==== Data rows ====

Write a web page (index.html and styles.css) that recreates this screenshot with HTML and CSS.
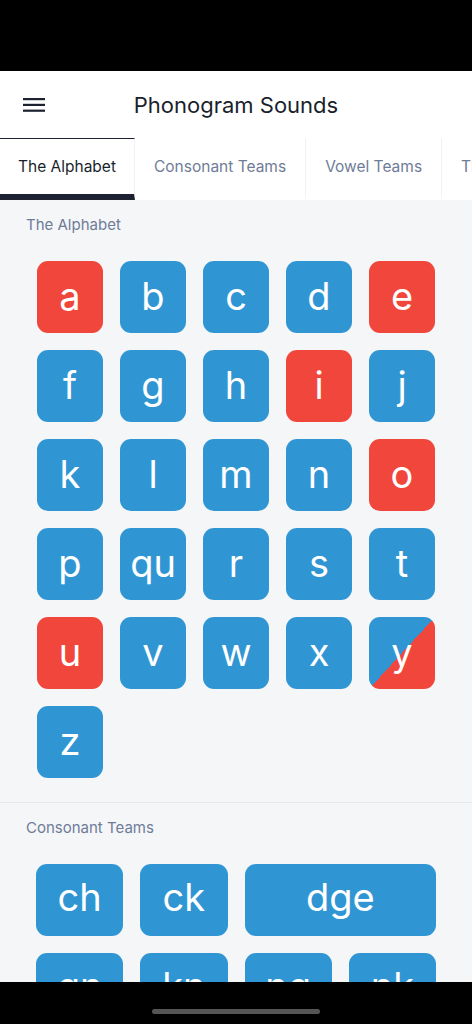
FILE: index.html
```html
<!DOCTYPE html>
<html lang="en">
<head>
<meta charset="utf-8">
<title>Phonogram Sounds</title>
<link rel="stylesheet" href="styles.css">
</head>
<body>
<div class="screen">
  <div class="statusbar"></div>
  <header class="appbar">
    <button class="menu" aria-label="Menu">
      <svg width="22" height="14" viewBox="0 0 22 14"><rect x="0" y="0" width="22" height="2.2" fill="#1c2230"/><rect x="0" y="5.8" width="22" height="2.2" fill="#1c2230"/><rect x="0" y="11.6" width="22" height="2.2" fill="#1c2230"/></svg>
    </button>
    <h1 class="title">Phonogram Sounds</h1>
    <div></div>
  </header>
  <nav class="tabs">
    <div class="tab active">The Alphabet</div>
    <div class="tab">Consonant Teams</div>
    <div class="tab">Vowel Teams</div>
    <div class="tab">The R-Controlled</div>
  </nav>
  <main class="content">
    <section class="section">
      <h2 class="label">The Alphabet</h2>
      <div class="grid five">
        <div class="tile red">a</div>
        <div class="tile">b</div>
        <div class="tile">c</div>
        <div class="tile">d</div>
        <div class="tile red">e</div>
        <div class="tile">f</div>
        <div class="tile">g</div>
        <div class="tile">h</div>
        <div class="tile red">i</div>
        <div class="tile">j</div>
        <div class="tile">k</div>
        <div class="tile">l</div>
        <div class="tile">m</div>
        <div class="tile">n</div>
        <div class="tile red">o</div>
        <div class="tile">p</div>
        <div class="tile">qu</div>
        <div class="tile">r</div>
        <div class="tile">s</div>
        <div class="tile">t</div>
        <div class="tile red">u</div>
        <div class="tile">v</div>
        <div class="tile">w</div>
        <div class="tile">x</div>
        <div class="tile split">y</div>
        <div class="tile">z</div>
      </div>
    </section>
    <section class="section">
      <h2 class="label">Consonant Teams</h2>
      <div class="grid four">
        <div class="tile">ch</div>
        <div class="tile">ck</div>
        <div class="tile wide">dge</div>
        <div class="tile">gn</div>
        <div class="tile">kn</div>
        <div class="tile">ng</div>
        <div class="tile">nk</div>
      </div>
    </section>
  </main>
  <div class="navbar"><span class="pill"></span></div>
</div>
</body>
</html>
```
FILE: styles.css
```css
* { box-sizing: border-box; }
html, body { margin: 0; padding: 0; }
body {
  font-family: Inter, "Noto Sans", "Liberation Sans", sans-serif;
  background: #f5f6f8;
}
.screen {
  position: relative;
  width: 472px;
  height: 1024px;
  overflow: hidden;
  background: #f5f6f8;
}
.statusbar {
  height: 71px;
  background: #000;
}
.appbar {
  height: 67px;
  background: #fff;
  display: grid;
  grid-template-columns: 1fr auto 1fr;
  align-items: center;
}
.menu {
  justify-self: start;
  margin-left: 23px;
  padding: 0;
  border: 0;
  background: none;
  display: flex;
  margin-top: 1px;
}
.title {
  margin: 0;
  font-size: 22px;
  font-weight: 400;
  color: #1a1f2c;
}
.tabs {
  height: 62px;
  background: #fff;
  display: flex;
  flex-wrap: nowrap;
  overflow: hidden;
}
.tab {
  flex: none;
  height: 62px;
  display: flex;
  align-items: center;
  padding: 0 19px;
  font-size: 15.5px;
  color: #6f7c98;
  border-top: 1.5px solid transparent;
  border-bottom: 6px solid transparent;
  border-right: 1px solid #eef0f3;
}
.tab.active {
  color: #1a1f2c;
  border-top-color: #1c2232;
  border-bottom-color: #1c2232;
  padding: 0 18px;
}
.content {
  background: #f5f6f8;
}
.section {
  padding: 15px 36px 24px 36px;
  border-bottom: 1px solid #e7e9ed;
}
.label {
  margin: 0 0 26px -10px;
  font-size: 15px;
  line-height: 20px;
  font-weight: 400;
  color: #6f7c98;
}
.grid {
  display: grid;
  gap: 17px;
  grid-auto-rows: 72px;
}
.grid.five {
  grid-template-columns: repeat(5, 1fr);
  padding: 0 1px;
}
.grid.four {
  grid-template-columns: repeat(4, 1fr);
}
.tile {
  background: #3096d3;
  color: #fff;
  border-radius: 11px;
  display: flex;
  align-items: center;
  justify-content: center;
  font-size: 38px;
  line-height: 1;
  padding-bottom: 2px;
}
.grid.four .tile {
  padding-bottom: 6px;
}
.tile.red {
  background: #f1463b;
}
.tile.split {
  background: linear-gradient(to bottom right, #3096d3 50%, #f1463b 50%);
}
.tile.wide {
  grid-column: span 2;
}
.navbar {
  position: absolute;
  left: 0;
  right: 0;
  bottom: 0;
  height: 42px;
  background: #000;
  display: flex;
  justify-content: center;
  align-items: flex-end;
  padding-bottom: 10px;
}
.pill {
  width: 168px;
  height: 5px;
  border-radius: 3px;
  background: #555;
}
```
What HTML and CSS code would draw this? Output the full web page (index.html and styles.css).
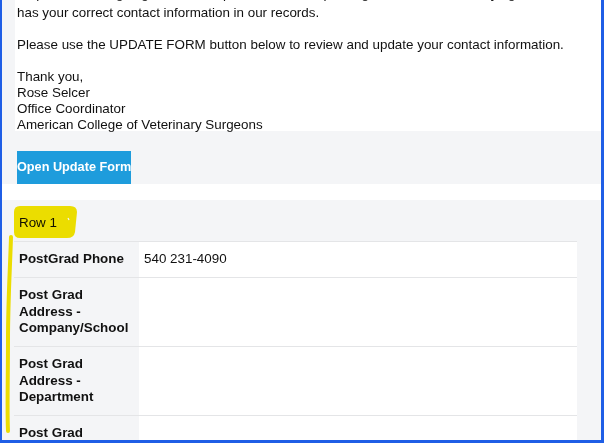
FILE: index.html
```html
<!DOCTYPE html>
<html lang="en">
<head>
    <meta charset="UTF-8">
    <title>Contact Information Update</title>
    <link rel="stylesheet" href="styles.css">
</head>
<body>
    <div class="frame">
        <div class="message">
            <p class="clipped">As part of our ongoing effort to keep our membership listing current, we are verifying that ACVS</p>
            <p>has your correct contact information in our records.</p>
            <p class="gap">Please use the UPDATE FORM button below to review and update your contact information.</p>
            <p class="gap">Thank you,</p>
            <p>Rose Selcer</p>
            <p>Office Coordinator</p>
            <p>American College of Veterinary Surgeons</p>
        </div>

        <div class="action-band">
            <a class="update-button" href="#">Open Update Form</a>
        </div>

        <div class="spacer"></div>

        <div class="record">
            <div class="record-title">Row 1</div>
            <table class="record-table">
                <tr>
                    <th>PostGrad Phone</th>
                    <td>540 231-4090</td>
                </tr>
                <tr>
                    <th>Post Grad Address - Company/School</th>
                    <td></td>
                </tr>
                <tr>
                    <th>Post Grad Address - Department</th>
                    <td></td>
                </tr>
                <tr>
                    <th>Post Grad Address - Street</th>
                    <td></td>
                </tr>
            </table>
        </div>

        <!-- hand-drawn marker annotation -->
        <svg class="marker" width="604" height="443" viewBox="0 0 604 443">
            <path d="M20 206 H70 Q77 206 77 212 L75 232 Q74 238 67 238 H20 Q14 238 14 232 V212 Q14 206 20 206 Z" fill="#f6e600"/>
            <path d="M11 237 C10 270 8 300 8 340 C8 380 7 410 8 431" stroke="#f6e600" stroke-width="4" fill="none" stroke-linecap="round"/>
            <path d="M68 218 l1 2" stroke="#fff" stroke-width="1.2"/>
        </svg>
    </div>
</body>
</html>
```

FILE: styles.css
```css
* {
    margin: 0;
    padding: 0;
    box-sizing: border-box;
}

body {
    width: 604px;
    height: 443px;
    overflow: hidden;
    font-family: 'Liberation Sans', Arial, sans-serif;
    font-size: 13.4px;
    color: #111;
    background: white;
}

.frame {
    position: relative;
    width: 604px;
    height: 443px;
    overflow: hidden;
    background: #f4f5f7;
    border-left: 2px solid #1f5ee6;
    border-right: 3px solid #1f5ee6;
    border-bottom: 3px solid #1f5ee6;
}

/* Message */
.message {
    margin-top: -14px;
    margin-left: 13px;
    margin-bottom: -2px;
    padding-left: 2px;
    background: white;
    line-height: 16px;
}

.message .clipped {
    white-space: nowrap;
    overflow: hidden;
    margin-bottom: 3px;
}

.message .gap {
    margin-top: 16px;
}

/* Button band */
.action-band {
    height: 53px;
    padding: 20px 0 0 15px;
    background: #f4f5f7;
}

.update-button {
    display: inline-block;
    height: 33px;
    line-height: 33px;
    background: #1e9cdc;
    color: white;
    font-weight: bold;
    font-size: 12.7px;
    text-decoration: none;
}

.spacer {
    height: 16px;
    background: white;
}

/* Record */
.record {
    padding: 0 24px 0 12px;
}

.record-title {
    height: 41px;
    padding: 15px 0 0 5px;
    line-height: 16px;
}

.record-table {
    width: 100%;
    border-collapse: collapse;
    background: white;
}

.record-table tr {
    border-top: 1px solid #e4e5e7;
}

.record-table th,
.record-table td {
    padding: 9px 5px 9.5px;
    line-height: 16.5px;
    text-align: left;
    vertical-align: top;
}

.record-table th {
    width: 125px;
    font-weight: bold;
    background: #f4f5f7;
}

.marker {
    position: absolute;
    left: -2px;
    top: 0;
    mix-blend-mode: multiply;
    pointer-events: none;
}
```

====

- **Instructions to follow**:
Out of the material above, select every line that holds the string "index".

- **Solution to the exercise**:
Write a web page (index.html and styles.css) that recreates this screenshot with HTML and CSS.
FILE: index.html
What HTML and CSS code would draw this? Output the full web page (index.html and styles.css).
FILE: index.html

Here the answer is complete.